Hitchens, author of God Is Not Great, said: “This man is not above or outside the law. The institutionalised concealment of child rape is a crime under any law and demands not private ceremonies of repentance or church-funded payoffs, but justice and punishment.”

Dawkins posted a comment about this article on his own blog here from which I have taken the following excerpts:

Needless to say, I did NOT say “I will arrest Pope Benedict XVI” or anything so personally grandiloquent. What I DID say to Marc Horne when he telephoned me out of the blue, and I repeat it here, is that I am whole-heartedly behind the initiative by Geoffrey Robertson and Mark Stephens to mount a legal challenge to the Pope’s proposed visit to Britain. Even if the Pope doesn’t end up in the dock, and even if the Vatican doesn’t cancel the visit, I am optimistic that we shall raise public consciousness to the point where the British government will find it very awkward indeed to go ahead with the Pope’s visit, let alone pay for it.

And that’s what makes the New Atheists different from previous atheists in general: we have decided to push back in various ways and means against the promotion and acceptance of religious belief in the public domain. Surely welcoming such a prominent and accused criminal with pomp and ceremony (and security) paid for by the state because the visitor is a high ranking religious figure falls into this category of unjustified promotion and acceptance.

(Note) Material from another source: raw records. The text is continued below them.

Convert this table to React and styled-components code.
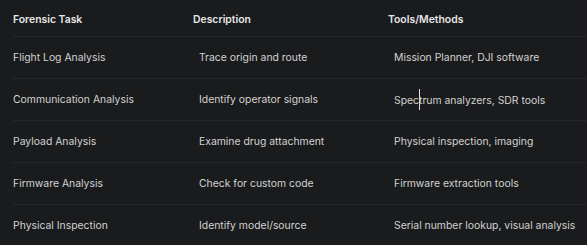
import styled, { createGlobalStyle } from "styled-components"

const rows = [
  ["Flight Log Analysis", "Trace origin and route", "Mission Planner, DJI software"],
  ["Communication Analysis", "Identify operator signals", "Spectrum analyzers, SDR tools"],
  ["Payload Analysis", "Examine drug attachment", "Physical inspection, imaging"],
  ["Firmware Analysis", "Check for custom code", "Firmware extraction tools"],
  ["Physical Inspection", "Identify model/source", "Serial number lookup, visual analysis"],
]

export default function App() {
  return (
    <>
      <Global />
      <Wrap>
        <Table>
          <thead>
            <tr>
              <Th $w={180}>Forensic Task</Th>
              <Th $w={195}>Description</Th>
              <Th>Tools/Methods</Th>
            </tr>
          </thead>
          <tbody>
            {rows.map((r, i) => (
              <Row key={i}>
                <Td $first>{r[0]}</Td>
                <Td>{r[1]}</Td>
                <Td>
                  {i === 1 ? (
                    <>
                      Spec<Caret />trum analyzers, SDR tools
                    </>
                  ) : (
                    r[2]
                  )}
                </Td>
              </Row>
            ))}
          </tbody>
        </Table>
      </Wrap>
    </>
  )
}

const Global = createGlobalStyle`
  html, body {
    margin: 0;
    background: #1a1b1d;
  }
  body {
    font-family: Inter, "Noto Sans", sans-serif;
  }
`

const Wrap = styled.div`
  width: 587px;
  height: 245px;
  padding: 0 0 0 13px;
  box-sizing: border-box;
  overflow: hidden;
`

const Table = styled.table`
  width: 100%;
  border-collapse: collapse;
  font-size: 10.4px;
`

const Th = styled.th`
  width: ${(p) => (p.$w ? `${p.$w}px` : "auto")};
  height: 36px;
  padding: 4px 0 0;
  text-align: left;
  font-weight: 600;
  color: #e6e6e6;
  border-bottom: 1px solid #262729;
  box-sizing: border-box;
`

const Row = styled.tr`
  & + & td {
    border-top: 1px solid #262729;
  }
`

const Td = styled.td`
  height: 42px;
  padding: 0 0 0 ${(p) => (p.$first ? 0 : 6)}px;
  color: #d2d2d2;
  white-space: nowrap;
  box-sizing: border-box;
`

const Caret = styled.span`
  display: inline-block;
  width: 1px;
  height: 21px;
  margin: 0 -0.5px;
  background: #e0e0e0;
  vertical-align: -6px;
`
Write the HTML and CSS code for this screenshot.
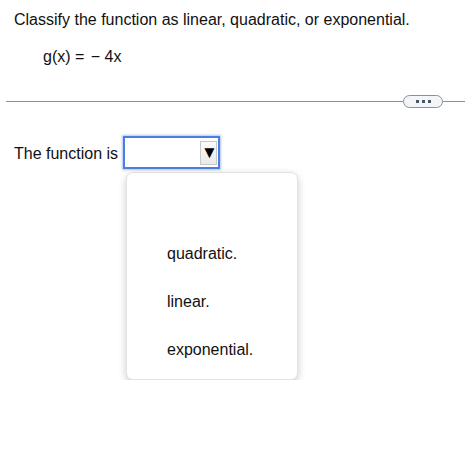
FILE: index.html
```html
<!DOCTYPE html>
<html lang="en">

<head>
  <meta charset="UTF-8" />
  <meta name="viewport" content="width=device-width, initial-scale=1.0" />
  <title>Classify the function</title>
  <link rel="stylesheet" href="styles.css">
</head>

<body>
  <div class="question">
    <p class="prompt">Classify the function as linear, quadratic, or exponential.</p>
    <p class="formula">g(x) = <span class="minus">&minus;</span> 4x</p>
  </div>
  <div class="divider">
    <span class="rule"></span>
    <button class="more"><span></span><span></span><span></span></button>
    <span class="rule short"></span>
  </div>
  <div class="answer">
    <span class="label">The function is</span>
    <div class="select">
      <span class="arrow">&#9660;</span>
    </div>
  </div>
  <div class="options">
    <div class="option">quadratic.</div>
    <div class="option">linear.</div>
    <div class="option">exponential.</div>
  </div>
</body>

</html>
```
FILE: styles.css
```css
* {
  box-sizing: border-box;
}

body {
  margin: 0;
  font-family: "Liberation Sans", Arial, sans-serif;
  font-size: 16px;
  color: #111;
  background: #fff;
}

.question {
  padding: 11px 14px 0 14px;
}

.question p {
  margin: 0;
  line-height: 18px;
}

.formula {
  padding: 19px 0 0 29px;
}

.formula .minus {
  margin-left: 2px;
}

.divider {
  display: flex;
  align-items: center;
  padding: 0 5px 0 6px;
  margin-top: 29px;
  height: 12px;
}

.rule {
  flex: 1;
  height: 1px;
  background: #8a9099;
}

.rule.short {
  flex: 0 0 22px;
}

.more {
  appearance: none;
  width: 40px;
  height: 13px;
  border: 1px solid #8a9099;
  border-radius: 7px;
  background: #f3f5f8;
  display: flex;
  align-items: center;
  justify-content: center;
  gap: 3px;
  padding: 0;
}

.more span {
  width: 3px;
  height: 3px;
  background: #4a5563;
}

.answer {
  display: flex;
  align-items: center;
  padding: 29px 0 0 14px;
}

.label {
  margin-right: 5px;
  line-height: 18px;
  padding-top: 3px;
}

.select {
  width: 97px;
  height: 33px;
  border: 2px solid #4a7fe0;
  box-shadow: 0 0 2px 1px rgba(110, 150, 230, 0.55);
  background: #fff;
  display: flex;
  justify-content: flex-end;
  align-items: center;
  padding-right: 1px;
}

.arrow {
  width: 17px;
  height: 24px;
  border: 1px solid #c8c8c8;
  background: linear-gradient(#fbfbfb, #e9e9e9);
  font-size: 17px;
  line-height: 22px;
  text-align: center;
  color: #000;
}

.options {
  margin: 3px 0 0 126px;
  width: 172px;
  height: 208px;
  padding: 72px 0 0 40px;
  background: #fff;
  border: 1px solid #e2e2e2;
  border-radius: 7px;
  box-shadow: 0 3px 8px rgba(0, 0, 0, 0.2);
}

.option {
  line-height: 18px;
  margin-bottom: 30px;
}
```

Any push back – no matter how gentle but firm – will be presented as militancy by religious supporters and apologists , of course, and any public disagreement with the faithful’s unwavering support for the insertion of religious belief into the public domain will be described as strident and arrogant and a host of other negative but equally inaccurate terms. This is business as usual between the two groups. But the push back is necessary. By launching a legal challenge against the pope, the Hitch and Rich are doing what the British government and other secular states should be doing: holding  those accused of complicity in crimes legally accountable for their decisions and actions. Good on ’em, I say.